Implied Covenant of Good Faith and Fair Dealing
In addition to the statute of limitations issues, the court examined the claims related to the implied covenant of good faith and fair dealing, which Waites asserted in Counts III and IV of her complaint. The court recognized that Virginia law acknowledges an implied covenant of good faith and fair dealing in contracts, and it rejected Wells Fargo's assertion that such claims were limited to transactions governed by the Uniform Commercial Code (U.C.C.). The court noted that precedent from the Fourth Circuit supported the view that every contract under Virginia law contains this implied covenant. It emphasized the importance of the covenant in ensuring that parties to a contract perform their obligations fairly and honestly, regardless of the specific terms of the agreement. The court found that the existence of the implied covenant was relevant to Waites’ claims against Wells Fargo, particularly given the context of the forbearance agreement and the actions taken by the bank. By upholding the applicability of the implied covenant outside the U.C.C. context, the court concluded that Waites' claims of bad faith and unfair dealings were viable under Virginia law.
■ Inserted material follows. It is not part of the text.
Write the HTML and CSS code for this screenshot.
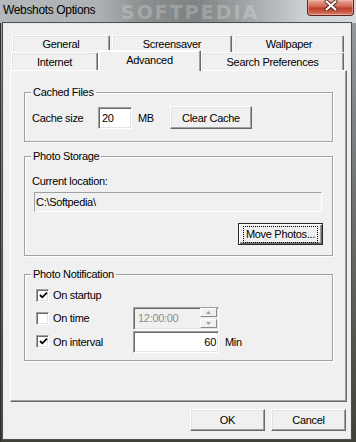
FILE: index.html
```html
<!DOCTYPE html>
<html>
<head>
<meta charset="utf-8">
<link rel="stylesheet" href="styles.css">
</head>
<body>
<div class="window">
  <div class="titlebar">
    <span class="title">Webshots Options</span>
    <span class="watermark">SOFTPEDIA</span>
    <span class="close">
      <svg width="14" height="11" viewBox="0 0 14 11">
        <path d="M2.5 1.5 L11.5 9.5 M11.5 1.5 L2.5 9.5" stroke="#4a2520" stroke-width="4" stroke-linecap="round"/>
        <path d="M2.5 1.5 L11.5 9.5 M11.5 1.5 L2.5 9.5" stroke="#ffffff" stroke-width="2.2" stroke-linecap="round"/>
      </svg>
    </span>
  </div>
  <div class="client">
    <div class="tabs">
      <div class="tabrow row1">
        <div class="tab t-general">General</div>
        <div class="tab t-screensaver">Screensaver</div>
        <div class="tab t-wallpaper">Wallpaper</div>
      </div>
      <div class="tabrow row2">
        <div class="tab t-internet">Internet</div>
        <div class="tab t-advanced">Advanced</div>
        <div class="tab t-search">Search Preferences</div>
      </div>
      <div class="panel">
        <div class="group g-cache">
          <div class="gtitle">Cached Files</div>
          <div class="row-cache">
            <span class="lbl-cache">Cache size</span>
            <span class="edit e-cache">20</span>
            <span class="lbl-mb">MB</span>
            <span class="btn b-clear">Clear Cache</span>
          </div>
        </div>
        <div class="group g-storage">
          <div class="gtitle">Photo Storage</div>
          <div class="lbl-loc">Current location:</div>
          <div class="locbox">C:\Softpedia\</div>
          <span class="btn btn-default b-move"><span class="focus">Move Photos...</span></span>
        </div>
        <div class="group g-notify">
          <div class="gtitle">Photo Notification</div>
          <div class="nrow nr1">
            <span class="cb"><svg width="9" height="9" viewBox="0 0 9 9"><path d="M1 4 L3.3 6.3 L8 1.6" fill="none" stroke="#000" stroke-width="1.8"/></svg></span>
            <span class="cblbl">On startup</span>
          </div>
          <div class="nrow nr2">
            <span class="cb"></span>
            <span class="cblbl">On time</span>
            <span class="edit e-time">
              <span class="timetxt">12:00:00</span>
              <span class="spin">
                <span class="spinbtn"><svg width="5" height="3" viewBox="0 0 5 3"><path d="M0 3 L2.5 0 L5 3Z" fill="#a0a0a0"/></svg></span>
                <span class="spinbtn"><svg width="5" height="3" viewBox="0 0 5 3"><path d="M0 0 L2.5 3 L5 0Z" fill="#a0a0a0"/></svg></span>
              </span>
            </span>
          </div>
          <div class="nrow nr3">
            <span class="cb"><svg width="9" height="9" viewBox="0 0 9 9"><path d="M1 4 L3.3 6.3 L8 1.6" fill="none" stroke="#000" stroke-width="1.8"/></svg></span>
            <span class="cblbl">On interval</span>
            <span class="edit e-interval">60</span>
            <span class="lbl-min">Min</span>
          </div>
        </div>
      </div>
      <div class="footer">
        <span class="btn b-dlg">OK</span>
        <span class="btn b-dlg">Cancel</span>
      </div>
    </div>
  </div>
</div>
</body>
</html>
```
FILE: styles.css
```css
* { box-sizing: border-box; }
html, body { margin: 0; padding: 0; }
body {
  width: 356px;
  height: 442px;
  overflow: hidden;
  font-family: "Liberation Sans", Arial, sans-serif;
  font-size: 11px;
  letter-spacing: -0.3px;
  color: #000;
  background: #3e413a;
}
.window {
  width: 356px;
  height: 442px;
  display: flex;
  flex-direction: column;
  position: relative;
  background: linear-gradient(180deg, #9a9ea2 0%, #7d8082 30%, #5a5c55 70%, #3f4236 100%);
  border-left: 1px solid #2e302a;
}
.titlebar {
  height: 23px;
  display: flex;
  align-items: flex-start;
  justify-content: space-between;
  padding-left: 3px;
  margin-left: -1px;
  background: linear-gradient(90deg, #b4b8bb 0%, #aeb1b3 28%, #8c8f90 40%, #7f8283 55%, #a9acae 72%, #cdd0d2 85%, #d7dadc 100%);
}
.title {
  font-size: 12px;
  letter-spacing: -0.35px;
  line-height: 14px;
  margin-top: 3px;
  color: #000;
}
.watermark {
  position: absolute;
  left: 120px;
  top: 2px;
  line-height: 20px;
  font-family: "DejaVu Sans", sans-serif;
  font-weight: bold;
  font-size: 19px;
  letter-spacing: 2px;
  color: rgba(255, 255, 255, 0.22);
  pointer-events: none;
}
.close {
  width: 47px;
  height: 16px;
  margin-right: 2px;
  border: 1px solid #5b2620;
  border-top: none;
  border-radius: 0 0 4px 4px;
  background: linear-gradient(180deg, #e7a596 0%, #d46c5a 40%, #c0402b 55%, #c95a45 80%, #e08a74 100%);
  display: flex;
  align-items: flex-start;
  justify-content: center;
  box-shadow: inset 0 0 0 1px rgba(255, 200, 190, 0.5);
}
.client {
  margin-left: 2px;
  width: 348px;
  height: 416px;
  background: #f0f0f0;
  border: 1px solid #eaeaea;
  box-shadow: 0 0 0 1px #4d5052;
  padding: 11px 0 0 6px;
}
.tabs {
  width: 337px;
  display: flex;
  flex-direction: column;
}
.tabrow {
  display: flex;
}
.row1 {
  height: 17px;
  margin-left: 2px;
  gap: 2px;
}
.row2 {
  height: 18px;
  margin-left: 1px;
  align-items: flex-end;
}
.tab {
  display: flex;
  align-items: center;
  justify-content: center;
  background: #f0f0f0;
  border-top: 1px solid #ffffff;
  border-left: 1px solid #ffffff;
  border-right: 1px solid #696969;
  border-radius: 2px 2px 0 0;
  box-shadow: inset -1px 0 #a0a0a0, inset 1px 1px #e3e3e3;
  height: 100%;
}
.row2 .tab { padding-top: 1px; }
.t-general { width: 98px; }
.t-screensaver { width: 120px; }
.t-wallpaper { width: 110px; }
.t-internet { width: 87px; }
.t-search { width: 143px; }
.row2 .t-advanced {
  width: 103px;
  height: 21px;
  margin-bottom: -1px;
  position: relative;
  z-index: 1;
  padding-top: 0;
  padding-bottom: 2px;
  box-shadow: inset -1px 0 #a0a0a0, inset 1px 1px #ffffff;
}
.panel {
  width: 337px;
  height: 332px;
  border-top: 1px solid #ffffff;
  border-left: 1px solid #ffffff;
  border-right: 1px solid #696969;
  border-bottom: 1px solid #696969;
  box-shadow: inset -1px -1px #a0a0a0;
  padding: 21px 13px 0 13px;
  display: flex;
  flex-direction: column;
}
.group {
  width: 309px;
  border: 1px solid #a0a0a0;
  box-shadow: inset 1px 1px #ffffff, 1px 1px #ffffff;
  display: flex;
  flex-direction: column;
}
.gtitle {
  align-self: flex-start;
  margin: -7px 0 0 6px;
  padding: 0 2px;
  line-height: 13px;
  background: #f0f0f0;
}
.g-cache { padding-bottom: 12px; }
.g-storage { margin-top: 14px; padding-bottom: 10px; }
.g-notify { margin-top: 18px; padding-bottom: 7px; }

.row-cache {
  display: flex;
  align-items: center;
  height: 23px;
  margin-top: 7px;
  padding-left: 7px;
}
.lbl-cache { width: 66px; }
.edit {
  background: #ffffff;
  border: 1px solid;
  border-color: #a0a0a0 #ffffff #ffffff #a0a0a0;
  box-shadow: inset 1px 1px #696969, inset -1px -1px #e3e3e3;
  display: flex;
  align-items: center;
}
.e-cache {
  width: 34px;
  height: 22px;
  padding-left: 3px;
}
.lbl-mb { width: 32px; margin-left: 6px; }
.btn {
  display: flex;
  align-items: center;
  justify-content: center;
  background: #f0f0f0;
  border: 1px solid;
  border-color: #ffffff #696969 #696969 #ffffff;
  box-shadow: inset -1px -1px #a0a0a0, inset 1px 1px #e3e3e3;
}
.b-clear { width: 82px; height: 23px; }

.lbl-loc {
  margin-top: 12px;
  padding-left: 7px;
  line-height: 13px;
}
.locbox {
  margin: 4px 0 0 9px;
  width: 288px;
  height: 20px;
  border: 1px solid;
  border-color: #a0a0a0 #ffffff #ffffff #a0a0a0;
  padding-left: 1px;
  display: flex;
  align-items: center;
}
.b-move {
  align-self: flex-end;
  margin: 11px 9px 0 0;
  width: 85px;
  height: 22px;
}
.btn-default {
  border: 1px solid #2a2a2a;
  box-shadow: inset 1px 1px #ffffff, inset -1px -1px #696969, inset -2px -2px #a0a0a0;
}
.focus {
  border: 1px dotted #000;
  padding: 1px 2px 1px 2px;
  line-height: 13px;
}

.nrow {
  display: flex;
  align-items: center;
  padding-left: 11px;
}
.nr1 { margin-top: 3px; height: 22px; }
.nr2 { height: 24px; }
.nr3 { height: 23px; }
.cb {
  width: 13px;
  height: 13px;
  background: #ffffff;
  border: 1px solid;
  border-color: #a0a0a0 #ffffff #ffffff #a0a0a0;
  box-shadow: inset 1px 1px #696969, inset -1px -1px #e3e3e3;
  display: flex;
  align-items: center;
  justify-content: center;
  padding-left: 1px;
}
.cblbl {
  width: 80px;
  margin-left: 4px;
}
.e-time {
  width: 86px;
  height: 23px;
  background: #f0f0f0;
  padding: 2px 1px 2px 4px;
  justify-content: space-between;
}
.timetxt { color: #8d8d8d; }
.spin {
  display: flex;
  flex-direction: column;
  gap: 2px;
  width: 17px;
}
.spinbtn {
  height: 9px;
  display: flex;
  align-items: center;
  justify-content: center;
  background: #f0f0f0;
  border: 1px solid;
  border-color: #ffffff #8a8a8a #8a8a8a #ffffff;
}
.e-interval {
  width: 86px;
  height: 22px;
  justify-content: flex-end;
  padding-right: 2px;
}
.lbl-min { margin-left: 6px; }

.footer {
  display: flex;
  justify-content: flex-end;
  gap: 6px;
  margin-top: 7px;
  padding-right: 1px;
}
.b-dlg { width: 75px; height: 22px; }
```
This finding further reinforced the court's decision to deny Wells Fargo's motion to dismiss.
Conclusion
Ultimately, the court denied Wells Fargo's motion to dismiss, allowing Waites' claims to proceed. It determined that the allegations made by Waites were sufficient to suggest plausible claims based on separate breaches and the implied covenant of good faith and fair dealing. The court's ruling emphasized the significance of analyzing distinct breaches within a contractual relationship and recognizing that each breach may lead to new causes of action. Moreover, the court's interpretation of Virginia law regarding the statute of limitations reaffirmed the principle that separate injuries resulting from distinct breaches can extend the time frame for filing claims. By rejecting Wells Fargo's arguments regarding the timeliness and scope of Waites' claims, the court opened the door for further examination of the merits of her allegations in subsequent proceedings. This decision underscored the importance of protecting the rights of borrowers in contractual relationships, particularly in cases involving foreclosure and mortgage agreements.